Movies about this period kind of make me sick. To my stomach. Either there is too much of that “60s in the South of the USA white hatred and violence” and I am sick and even scared. Or there is not enough and everything is implied, so it's more violent. And worse with my running imagination I think far more worse would have happened in real life.


Those times were scary and messed up. In the middle of the film, Medgar Evers, a Civil Rights fighter is killed. It is plain and simple terrorism. Gun the man down, so others would think twice before doing the same. It reminded me about Spike Lee's Four Little Girls documentary. About the racist bombing that killed 4 girls in a church in Birmingham, Alabama in 1963. It is the same sick thinking: bomb the church during Sunday school so kids won't dare taking the streets fighting for their rights and a future where they won't be treated as low class citizens.

I really liked "The Help" and above all laughed a lot. Those stories, those people, those situations were infuriating and hard to take, but it was balanced by the natural comic of all this. In the end this is just stupid nonsense. 



I liked the fact that all the national turmoil, the Civil Rights Movement about to achieve its highest, Dr Martin Luther King, even the death of John F. Kennedy; all was in the background but at the same time intensively present.

“You is kind, you is smart, you is important”

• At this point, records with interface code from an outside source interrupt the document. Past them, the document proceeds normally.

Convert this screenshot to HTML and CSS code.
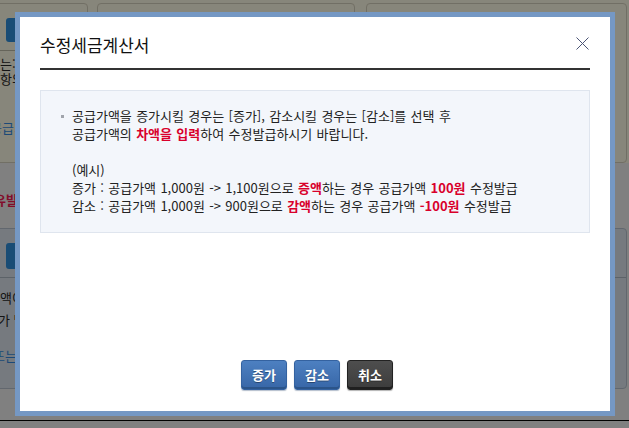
FILE: index.html
```html
<!DOCTYPE html>
<html lang="ko">

<head>
    <meta charset="UTF-8">
    <meta name="viewport" content="width=device-width, initial-scale=1.0">
    <title>수정세금계산서</title>
    <link rel="stylesheet" href="styles.css">
</head>

<body>

    <!-- page under the popup -->
    <div class="page">

        <div class="top">
            <div class="cards">
                <div class="card card-first">
                    <div class="card-head">
                        <span class="head-btn"></span>
                    </div>
                    <p class="card-text">하는:</p>
                    <p class="card-text">사항의</p>
                    <p class="card-link">공급가</p>
                </div>
                <div class="card card-mid"></div>
                <div class="card card-last"></div>
            </div>
        </div>

        <div class="notice">
            <b class="warn">유발</b>
        </div>

        <div class="section">
            <div class="card-head">
                <span class="head-btn"></span>
            </div>
            <p class="section-text">차액이</p>
            <p class="section-text section-text-2">가 발생</p>
            <p class="section-link">또는</p>
        </div>

        <div class="foot"></div>
    </div>

    <div class="overlay"></div>

    <!-- popup -->
    <div class="modal">
        <div class="modal-head">
            <h2 class="modal-title">수정세금계산서</h2>
            <button class="modal-close" type="button" aria-label="닫기">
                <svg width="13" height="13" viewBox="0 0 13 13">
                    <path d="M0.5 0.5 L12.5 12.5 M12.5 0.5 L0.5 12.5" stroke="#4b5475" stroke-width="1" fill="none" />
                </svg>
            </button>
        </div>

        <div class="info">
            <p class="info-item">
                공급가액을 증가시킬 경우는 [증가], 감소시킬 경우는 [감소]를 선택 후<br>
                공급가액의 <b class="red">차액을 입력</b>하여 수정발급하시기 바랍니다.
            </p>
            <p class="info-example">
                (예시)<br>
                증가 : 공급가액 1,000원 -&gt; 1,100원으로 <b class="red">증액</b>하는 경우 공급가액 <b class="red">100원</b> 수정발급<br>
                감소 : 공급가액 1,000원 -&gt; 900원으로 <b class="red">감액</b>하는 경우 공급가액 <b class="red">-100원</b> 수정발급
            </p>
        </div>

        <div class="modal-btns">
            <button class="btn btn-blue" type="button">증가</button>
            <button class="btn btn-blue" type="button">감소</button>
            <button class="btn btn-dark" type="button">취소</button>
        </div>
    </div>

</body>

</html>
```

FILE: styles.css
```css
body {
    margin: 0;
    background: #d6d6d6;
    font-family: "Noto Sans CJK KR", "Noto Sans", sans-serif;
    font-size: 13px;
    color: #222;
    overflow: hidden;
}

p {
    margin: 0;
}

/* page under the popup */

.page {
    width: 629px;
    height: 428px;
}

.top {
    height: 163px;
    background: #e2dfcd;
    padding-top: 3px;
    box-sizing: border-box;
}

.cards {
    display: flex;
    height: 160px;
    margin-left: -10px;
}

.card {
    border: 1px solid #bdbaa8;
    border-radius: 4px;
    box-sizing: border-box;
    height: 100%;
}

.card-first {
    width: 98px;
}

.card-mid {
    width: 258px;
    margin-left: 9px;
}

.card-last {
    width: 261px;
    margin-left: 11px;
}

.card-head {
    padding: 14px 0 8px 15px;
    border-bottom: 1px solid #a9a796;
}

.head-btn {
    display: block;
    width: 70px;
    height: 24px;
    border-radius: 3px;
    background: #2a7fc4;
}

.card-text {
    margin-left: -3px;
    height: 15px;
    line-height: 15px;
    overflow: hidden;
    color: #222;
}

.card-first .card-head {
    margin-bottom: 5px;
}

.card-link {
    margin: 34px 0 0 -1px;
    line-height: 15px;
    color: #2f7bc6;
}

.notice {
    height: 65px;
    padding-top: 29px;
    box-sizing: border-box;
}

.warn {
    display: block;
    margin-left: -6px;
    color: #d8174a;
    line-height: 15px;
}

.section {
    height: 161px;
    margin-left: -10px;
    width: 637px;
    background: #c5ccd4;
    border: 1px solid #a3acb7;
    border-radius: 4px;
    box-sizing: border-box;
}

.section .card-head {
    border-bottom-color: #9aa3ae;
    margin-bottom: 9px;
}

.section .head-btn {
    height: 26px;
}

.section-text {
    margin-left: -3px;
    line-height: 22px;
}

.section-text-2 {
    margin-left: 7px;
}

.section-link {
    margin: 17px 0 0 2px;
    color: #2f7bc6;
    line-height: 15px;
}

.foot {
    height: 31px;
    border-bottom: 1px solid #000;
}

.overlay {
    position: fixed;
    inset: 0;
    background: rgba(0, 0, 0, 0.4);
}

/* popup */

.modal {
    position: fixed;
    left: 15px;
    top: 12px;
    width: 550px;
    height: 373px;
    padding: 0 20px 21px;
    border: 5px solid #7598c4;
    background: #fff;
    display: flex;
    flex-direction: column;
}

.modal-head {
    position: relative;
    padding: 16px 0 11px;
    border-bottom: 2px solid #333;
}

.modal-title {
    margin: 0;
    font-size: 17px;
    font-weight: normal;
    line-height: 24px;
    color: #111;
}

.modal-close {
    position: absolute;
    right: 1px;
    top: 20px;
    width: 13px;
    height: 13px;
    padding: 0;
    border: 0;
    background: none;
    display: block;
}

.modal-close svg {
    display: block;
}

.info {
    margin-top: 20px;
    padding: 16px 20px 17px 31px;
    border: 1px solid #dfe5ee;
    background: #f3f6fb;
    line-height: 18px;
    word-spacing: 0.7px;
    color: #222;
}

.info-item {
    position: relative;
}

.info-item::before {
    content: "";
    position: absolute;
    left: -11px;
    top: 8px;
    width: 3px;
    height: 3px;
    background: #a0a4ab;
}

.info-example {
    margin-top: 18px;
}

.red {
    color: #d9002b;
}

.modal-btns {
    margin-top: auto;
    display: flex;
    justify-content: center;
    gap: 7px;
    padding-left: 4px;
}

.btn {
    width: 46px;
    height: 30px;
    padding: 0 0 1px;
    border-radius: 3px;
    font-family: "Noto Sans CJK KR", sans-serif;
    font-size: 13px;
    font-weight: bold;
    color: #fff;
    text-shadow: 0 1px 0 rgba(0, 0, 0, 0.35);
    cursor: pointer;
}

.btn-blue {
    background: linear-gradient(#4d80c1, #3766a7);
    border: 1px solid #3462a0;
    box-shadow: inset 0 -2px 0 #2b5489, 0 1px 1px rgba(40, 70, 110, 0.35);
}

.btn-dark {
    background: linear-gradient(#4e4e4e, #3c3c3c);
    border: 1px solid #222;
    box-shadow: inset 0 -2px 0 #1f1f1f, 0 1px 1px rgba(0, 0, 0, 0.3);
}
```
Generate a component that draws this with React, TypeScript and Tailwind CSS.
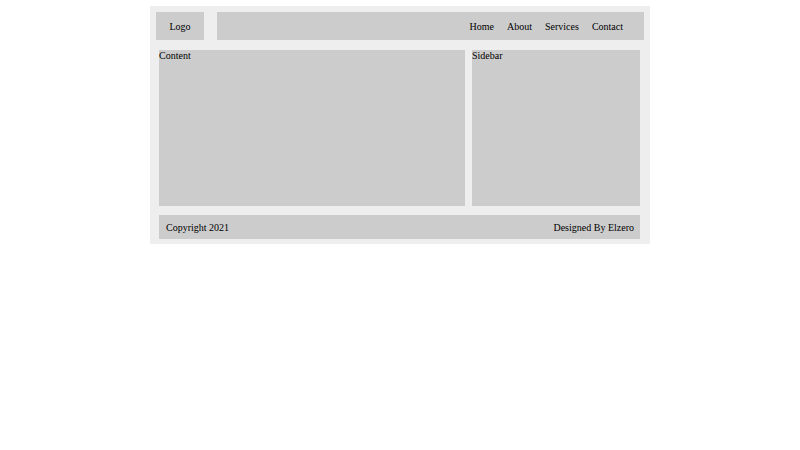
export default function App() {
  const links = ["Home", "About", "Services", "Contact"];

  return (
    <div className="min-h-screen bg-white pt-[6px] text-[10px] leading-[normal] text-black" style={{ fontFamily: '"Liberation Serif", "Times New Roman", serif' }}>
      <div className="mx-auto w-[500px] bg-[#eeeeee] px-[6px] pt-[6px] pb-[5px]">
        {/* Header */}
        <header className="flex h-[28px] gap-[13px]">
          <div className="flex w-[48px] items-center justify-center bg-[#cccccc]">Logo</div>
          <nav className="flex flex-1 items-center justify-end gap-[13px] bg-[#cccccc] pr-[21px]">
            {links.map((link) => (
              <a key={link} href="#">
                {link}
              </a>
            ))}
          </nav>
        </header>

        {/* Main */}
        <div className="mt-[10px] flex h-[156px] gap-[7px] pl-[3px] pr-[4px]">
          <section className="w-[306px] bg-[#cccccc]">Content</section>
          <aside className="flex-1 bg-[#cccccc]">Sidebar</aside>
        </div>

        {/* Footer */}
        <footer className="mt-[9px] ml-[3px] mr-[4px] flex h-[24px] items-center justify-between bg-[#cccccc] pl-[7px] pr-[6px]">
          <span>Copyright 2021</span>
          <span>Designed By Elzero</span>
        </footer>
      </div>
    </div>
  );
}
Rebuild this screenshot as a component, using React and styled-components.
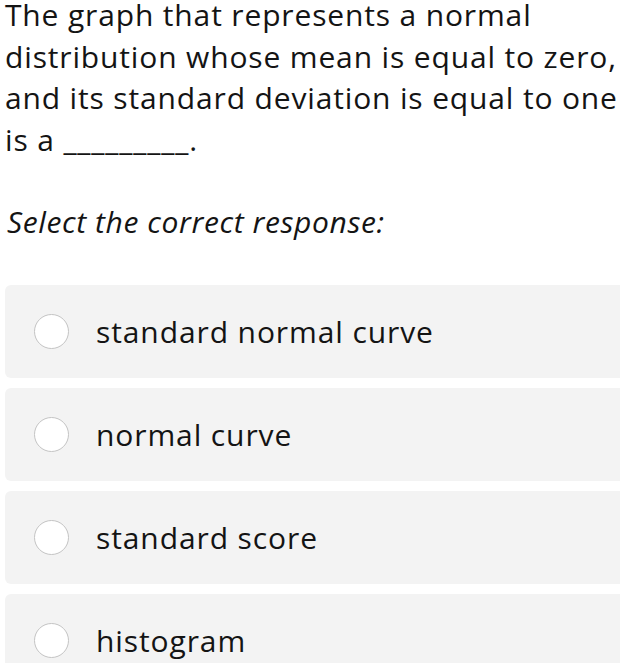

Those black women that took care of white children love them as their own. It made me think about this article I read about South Africa once. The same thing occurred. The kids loved the nannies that raised them, but they grew up hating and despising them as hard, even more. In the film it is interesting the relationship between the black maids and their white bosses they used to take care of. Maybe they knew and they felt how much those women were loved instead of the mothers.

A really good movie, that gives a different perspective without forgetting about the essential. The 60s in the United States were a very exciting, time of change, but change is difficult and can be very hurtful!

 One thing about the better of seeing a movie in Original Version: In French “white trash” isn't “plouc”. In American it is a denomination sometimes very full of hatred. In French “plouc” is just condescending and patronizing. Can be hurtful but in a “French way” passing it like humorous, but it is not as strong.